#### What to work on
Find and return each line containing "React".

— START OF Entries supplied —

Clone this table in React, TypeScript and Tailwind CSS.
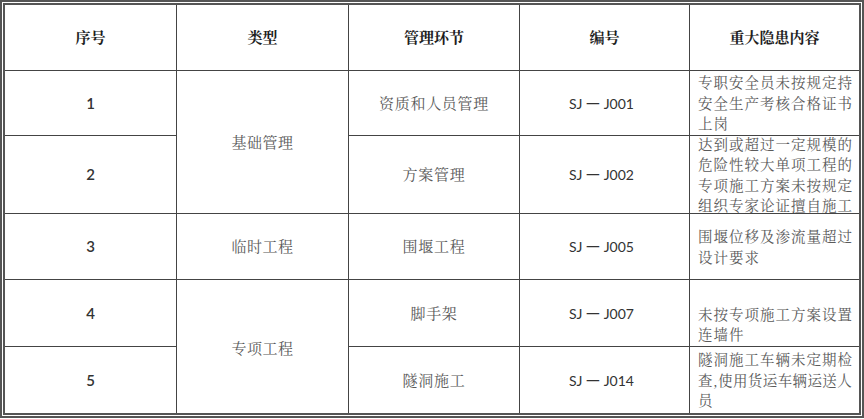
const CJK = 'font-["Noto_Serif_CJK_SC","Noto_Sans_CJK_SC",serif]';

const rows = [
  { no: '1', step: '资质和人员管理', code: 'SJ 一 J001', desc: ['专职安全员未按规定持', '安全生产考核合格证书', '上岗'] },
  {
    no: '2',
    step: '方案管理',
    code: 'SJ 一 J002',
    desc: ['达到或超过一定规模的', '危险性较大单项工程的', '专项施工方案未按规定', '组织专家论证擅自施工'],
  },
  { no: '3', step: '围堰工程', code: 'SJ 一 J005', desc: ['围堰位移及渗流量超过', '设计要求'] },
  { no: '4', step: '脚手架', code: 'SJ 一 J007', desc: ['未按专项施工方案设置', '连墙件'] },
  { no: '5', step: '隧洞施工', code: 'SJ 一 J014', desc: ['隧洞施工车辆未定期检', '查,使用货运车辆运送人', '员'] },
];

function Cell({ children, className = '' }: { children: React.ReactNode; className?: string }) {
  return <div className={`bg-white flex items-center justify-center ${className}`}>{children}</div>;
}

export default function App() {
  return (
    <div className="w-[864px] h-[419px] bg-white">
      <div className="w-[864px] border-[5px] border-double border-[#555]">
        <div className="grid grid-cols-[171px_171px_170px_169px_169px] grid-rows-[65px_64px_77px_65px_66px_66px] gap-px bg-[#444]">
          {['序号', '类型', '管理环节', '编号', '重大隐患内容'].map((h) => (
            <Cell key={h} className={`${CJK} text-[15px] font-bold text-[#1e1e1e]`}>
              {h}
            </Cell>
          ))}

          {rows.map((r, i) => (
            <div key={r.no} className="contents">
              <Cell className="font-['Lato',sans-serif] text-[15px] font-semibold text-[#333]">{r.no}</Cell>
              {i === 0 && (
                <Cell className={`${CJK} row-span-2 text-[15px] tracking-[0.5px] text-[#5a5a5a]`}>基础管理</Cell>
              )}
              {i === 2 && (
                <Cell className={`${CJK} text-[15px] tracking-[0.5px] text-[#5a5a5a]`}>临时工程</Cell>
              )}
              {i === 3 && (
                <Cell className={`${CJK} row-span-2 text-[15px] tracking-[0.5px] text-[#5a5a5a] pt-[4px]`}>专项工程</Cell>
              )}
              <Cell className={`${CJK} text-[15px] tracking-[0.7px] text-[#5a5a5a]`}>{r.step}</Cell>
              <Cell className="font-['Lato',sans-serif] text-[14px] text-[#333] pr-[6px]">{r.code}</Cell>
              <Cell className={`justify-start pl-[8px] ${i === 3 ? 'pt-[22px]' : ''}`}>
                <div className={`${CJK} text-[14.5px] leading-[20.5px] tracking-[1px] text-[#5a5a5a]`}>
                  {r.desc.map((line) => (
                    <p key={line} className={`whitespace-nowrap ${line.includes(',') ? 'tracking-[0.4px]' : ''}`}>
                      {line}
                    </p>
                  ))}
                </div>
              </Cell>
            </div>
          ))}
        </div>
      </div>
    </div>
  );
}
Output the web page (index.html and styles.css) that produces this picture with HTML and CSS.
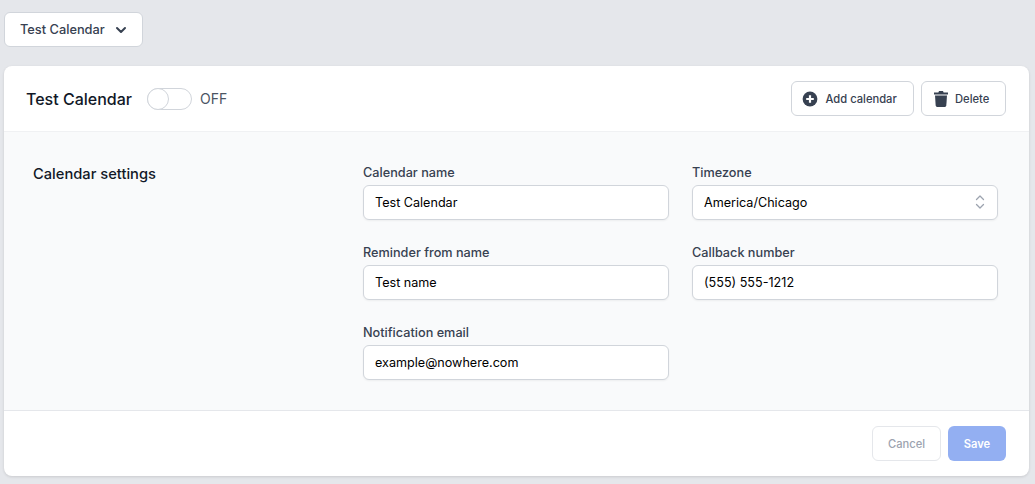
FILE: index.html
```html
<!DOCTYPE html>
<html lang="en">
<head>
    <meta charset="UTF-8">
    <meta name="viewport" content="width=device-width, initial-scale=1.0">
    <title>Calendar settings</title>
    <link rel="stylesheet" href="styles.css">
</head>
<body>

<div class="picker">
    <button class="picker-btn" type="button">
        Test Calendar
        <svg width="20" height="20" viewBox="0 0 20 20" fill="none" stroke="#374151" stroke-width="2" stroke-linecap="round" stroke-linejoin="round"><path d="M6 8l4 4 4-4"/></svg>
    </button>
</div>

<div class="card">
    <header class="card-head">
        <h1>Test Calendar</h1>
        <div class="toggle"><span class="knob"></span></div>
        <span class="toggle-label">OFF</span>
        <div class="head-actions">
            <button class="btn btn-add" type="button">
                <svg width="16" height="16" viewBox="0 0 16 16"><circle cx="8" cy="8" r="7.4" fill="#374151"/><path d="M8 4.200v7.600M4.200 8h7.600" stroke="#fff" stroke-width="2.200"/></svg>
                Add calendar
            </button>
            <button class="btn btn-delete" type="button">
                <svg width="14" height="16" viewBox="0 0 14 16" fill="#374151"><path d="M5 0h4l.6 1.400H14v2H0v-2h4.400z"/><path d="M1 4.400h12l-.7 10.200c-.1.8-.6 1.400-1.500 1.400H3.200c-.9 0-1.400-.6-1.500-1.400z"/></svg>
                Delete
            </button>
        </div>
    </header>

    <section class="card-body">
        <h2>Calendar settings</h2>
        <div class="field-grid">
            <div class="field">
                <label for="cal-name">Calendar name</label>
                <input id="cal-name" type="text" value="Test Calendar">
            </div>
            <div class="field">
                <label for="tz">Timezone</label>
                <div class="select-wrap">
                    <select id="tz"><option>America/Chicago</option></select>
                    <svg class="select-icon" width="20" height="20" viewBox="0 0 20 20" fill="none" stroke="#9ca3af" stroke-width="1.300" stroke-linecap="round" stroke-linejoin="round"><path d="M6.500 7.500L10 4l3.500 3.500M6.500 12.500L10 16l3.500-3.500"/></svg>
                </div>
            </div>
            <div class="field">
                <label for="from-name">Reminder from name</label>
                <input id="from-name" type="text" value="Test name">
            </div>
            <div class="field">
                <label for="callback">Callback number</label>
                <input id="callback" type="text" value="(555) 555-1212">
            </div>
            <div class="field">
                <label for="email">Notification email</label>
                <input id="email" type="text" value="example@nowhere.com">
            </div>
        </div>
    </section>

    <footer class="card-foot">
        <button class="btn btn-cancel" type="button">Cancel</button>
        <button class="btn btn-save" type="button">Save</button>
    </footer>
</div>

</body>
</html>
```

FILE: styles.css
```css
* {
    box-sizing: border-box;
}
body {
    margin: 0;
    padding: 12px 6px 8px 4px;
    background-color: #e5e7eb;
    font-family: Inter, "Noto Sans", sans-serif;
    color: #111827;
}
button {
    font-family: inherit;
}
.picker {
    margin-bottom: 19px;
}
.picker-btn {
    display: inline-flex;
    align-items: center;
    gap: 6px;
    height: 35px;
    width: 139px;
    padding: 0 0 0 15px;
    background-color: #fff;
    border: 1px solid #d1d5db;
    border-radius: 6px;
    font-size: 12.800px;
    font-weight: 500;
    color: #374151;
    white-space: nowrap;
}
.card {
    background-color: #fff;
    border-radius: 8px;
    box-shadow: 0 1px 3px rgba(0, 0, 0, 0.12);
    overflow: hidden;
}
.card-head {
    display: flex;
    align-items: center;
    height: 66px;
    padding: 0 23px 0 22px;
    border-bottom: 1px solid #f0f1f3;
}
.card-head h1 {
    margin: 0;
    font-size: 16px;
    line-height: 28px;
    font-weight: 500;
}
.toggle {
    width: 45px;
    height: 22px;
    margin-left: 15px;
    background-color: #fff;
    border: 1px solid #d1d5db;
    border-radius: 11px;
    position: relative;
}
.knob {
    position: absolute;
    left: -1px;
    top: -1px;
    width: 22px;
    height: 22px;
    background-color: #fff;
    border: 1px solid #d1d5db;
    border-radius: 50%;
}
.toggle-label {
    margin-left: 8px;
    font-size: 14px;
    color: #4b5563;
}
.head-actions {
    display: flex;
    gap: 7px;
    margin-left: auto;
}
.btn {
    display: inline-flex;
    align-items: center;
    justify-content: center;
    height: 35px;
    background-color: #fff;
    border: 1px solid #d1d5db;
    border-radius: 6px;
    font-size: 11.200px;
    font-weight: 500;
    color: #374151;
}
.btn-add {
    width: 123px;
    justify-content: flex-start;
    gap: 7.500px;
    padding: 0 0 0 10px;
}
.btn-delete {
    width: 85px;
    justify-content: flex-start;
    gap: 7px;
    padding: 0 0 0 12px;
}
.card-body {
    display: flex;
    height: 279px;
    padding: 31px 30px 0 29px;
    background-color: #f9fafb;
    border-bottom: 1px solid #e5e7eb;
}
.card-body h2 {
    margin: 1px 0 0;
    width: 330px;
    font-size: 14.700px;
    line-height: 20px;
    font-weight: 500;
}
.field-grid {
    display: grid;
    grid-template-columns: 306px 306px;
    column-gap: 23px;
    row-gap: 23px;
    align-content: start;
}
.field label {
    display: block;
    margin-bottom: 3px;
    font-size: 12.700px;
    line-height: 19px;
    font-weight: 500;
    color: #374151;
}
.field input,
.field select {
    display: block;
    width: 100%;
    height: 35px;
    padding: 0 11px;
    background-color: #fff;
    border: 1px solid #d1d5db;
    border-radius: 6px;
    box-shadow: 0 1px 2px rgba(0, 0, 0, 0.05);
    font-family: inherit;
    font-size: 12.600px;
    color: #000;
    appearance: none;
}
.select-wrap {
    position: relative;
}
.select-icon {
    position: absolute;
    right: 8px;
    top: 7px;
}
.card-foot {
    display: flex;
    justify-content: flex-end;
    gap: 7px;
    height: 65px;
    padding: 15px 23px 0 0;
}
.btn-cancel {
    width: 69px;
    border-color: #e5e7eb;
    color: #9ca3af;
}
.btn-save {
    width: 58px;
    background-color: #93aff2;
    border: none;
    color: #fff;
    font-weight: 600;
}
```
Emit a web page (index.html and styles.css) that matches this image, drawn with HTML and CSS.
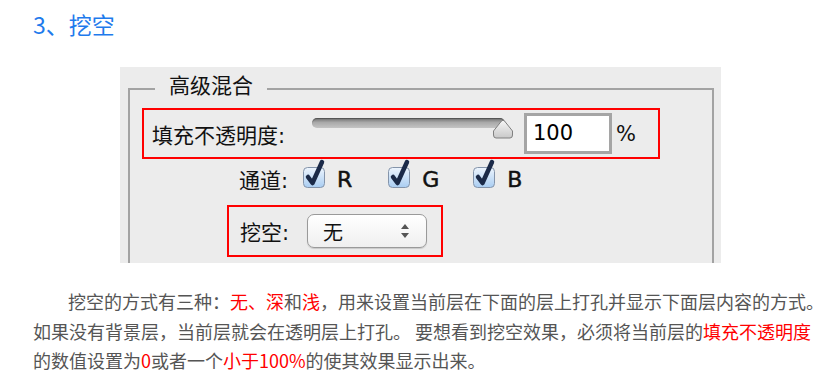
FILE: index.html
```html
<!DOCTYPE html>
<html lang="zh-CN">
<head>
    <meta charset="UTF-8">
    <meta name="viewport" content="width=device-width, initial-scale=1.0">
    <title>3、挖空</title>
    <link rel="stylesheet" href="styles.css">
</head>
<body>

<h2 class="title">3、挖空</h2>

<div class="shot">
    <fieldset class="blend">
        <legend>高级混合</legend>

        <div class="row mark fill">
            <span class="lbl">填充不透明度:</span>
            <div class="slider">
                <div class="track"></div>
                <svg class="thumb" width="22" height="21" viewBox="0 0 22 21">
                    <defs>
                        <linearGradient id="gThumb" x1="0" y1="0" x2="0" y2="1">
                            <stop offset="0" stop-color="#f6f6f6"/>
                            <stop offset="1" stop-color="#c9c9c9"/>
                        </linearGradient>
                    </defs>
                    <path d="M4 20 Q1.5 20 1.5 17 V13 L9.5 3 Q11 1.5 12.5 3 L20.5 13 V17 Q20.5 20 18 20 Z" fill="url(#gThumb)" stroke="#808080" stroke-width="1"/>
                </svg>
            </div>
            <div class="num">100</div>
            <span class="pct">%</span>
        </div>

        <div class="row channels">
            <span class="lbl">通道:</span>
            <span class="chk">
                <svg width="26" height="30" viewBox="0 0 26 30">
                    <defs>
                        <linearGradient id="gBox" x1="0" y1="0" x2="0" y2="1">
                            <stop offset="0" stop-color="#eef5fd"/>
                            <stop offset="1" stop-color="#a9cdf2"/>
                        </linearGradient>
                    </defs>
                    <rect x="1.5" y="8.5" width="21" height="20" rx="4" fill="url(#gBox)" stroke="#8494aa"/>
                    <path d="M6 18 L10.5 24 L20 3" fill="none" stroke="#1b2a48" stroke-width="4.5" stroke-linecap="round" stroke-linejoin="round"/>
                </svg>R
            </span>
            <span class="chk">
                <svg width="26" height="30" viewBox="0 0 26 30">
                    <rect x="1.5" y="8.5" width="21" height="20" rx="4" fill="url(#gBox)" stroke="#8494aa"/>
                    <path d="M6 18 L10.5 24 L20 3" fill="none" stroke="#1b2a48" stroke-width="4.5" stroke-linecap="round" stroke-linejoin="round"/>
                </svg>G
            </span>
            <span class="chk">
                <svg width="26" height="30" viewBox="0 0 26 30">
                    <rect x="1.5" y="8.5" width="21" height="20" rx="4" fill="url(#gBox)" stroke="#8494aa"/>
                    <path d="M6 18 L10.5 24 L20 3" fill="none" stroke="#1b2a48" stroke-width="4.5" stroke-linecap="round" stroke-linejoin="round"/>
                </svg>B
            </span>
        </div>

        <div class="row mark knock">
            <span class="lbl">挖空:</span>
            <div class="select">
                <span>无</span>
                <svg width="10" height="16" viewBox="0 0 10 16">
                    <path d="M5 1 L9 6 H1 Z M5 15 L9 10 H1 Z" fill="#555"/>
                </svg>
            </div>
        </div>
    </fieldset>
</div>

<p class="desc">
    <span class="indent"></span>挖空的方式有三种：<em>无、深</em>和<em>浅</em>，用来设置当前层在下面的层上打孔并显示下面层内容的方式。<br>
    如果没有背景层，当前层就会在透明层上打孔。 要想看到挖空效果，必须将当前层的<em>填充不透明度</em><br>
    的数值设置为<em>0</em>或者一个<em>小于100%</em>的使其效果显示出来。
</p>

</body>
</html>
```

FILE: styles.css
```css
body { margin: 0; background: #fff; font-family: "Noto Sans CJK SC", sans-serif; }

.title { margin: 0; padding: 7px 0 0 33px; font-size: 23px; line-height: 34px; font-weight: normal; color: #1f7bec; }

.shot { margin: 26px 0 0 120px; width: 601px; height: 196px; background: #ececec; overflow: hidden; }

.blend { margin: 6px 7px 0 8px; padding: 0 0 60px 0; border: 2px solid #a3a3a3; font-family: "DejaVu Sans", "Noto Sans CJK SC", sans-serif; font-size: 21px; color: #111; }
.blend legend { margin-left: 25px; padding: 0 14px 6px 14px; line-height: 26px; }

.row { display: flex; align-items: center; }
.mark { border: 2px solid #f00; box-sizing: border-box; }

.fill { margin: 3px 0 0 12px; width: 518px; height: 51px; padding-left: 8px; }
.fill .lbl { width: 160px; }
.slider { position: relative; width: 201px; height: 22px; align-self: flex-start; margin-top: 8px; }
.track { width: 193px; height: 10px; border-radius: 5px; background: linear-gradient(#6e6e6e, #a9a9a9 45%, #c4c4c4); box-shadow: inset 0 1px 1px rgba(0,0,0,0.3); }
.thumb { position: absolute; left: 180px; top: 0; }
.num { margin-left: 11px; width: 88px; height: 41px; box-sizing: border-box; border: 3px solid #a5a5a5; background: #fff; padding-left: 6px; line-height: 35px; color: #000; }
.pct { margin-left: 4px; font-size: 21px; }

.channels { margin: 0 0 0 109px; height: 40px; }
.channels .lbl { width: 63px; }
.chk { display: flex; align-items: center; font-size: 22px; -webkit-text-stroke: 0.5px #111; }
.chk:nth-child(2) { margin-right: 35px; }
.chk:nth-child(3) { margin-right: 33px; }
.chk svg { margin: -10px 9px 0 0; }

.knock { margin: 6px 0 0 97px; width: 216px; height: 52px; padding-left: 11px; }
.knock .lbl { width: 67px; }
.select { display: flex; align-items: center; justify-content: space-between; width: 120px; height: 34px; box-sizing: border-box; padding: 0 16px 0 15px; border: 1px solid #9a9a9a; border-radius: 7px; background: linear-gradient(#ffffff, #efefef); box-shadow: 0 1px 1px rgba(0,0,0,0.15); font-size: 20px; }

.desc { margin: 24px 0 0 33px; font-size: 18px; line-height: 29.5px; color: #555; white-space: nowrap; }
.desc em { font-style: normal; color: #f00; }
.indent { display: inline-block; width: 35px; }
```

— END OF Entries supplied —

#### Solution to this task
Clone this table in React, TypeScript and Tailwind CSS.
function Cell({ children, className = '' }: { children: React.ReactNode; className?: string }) {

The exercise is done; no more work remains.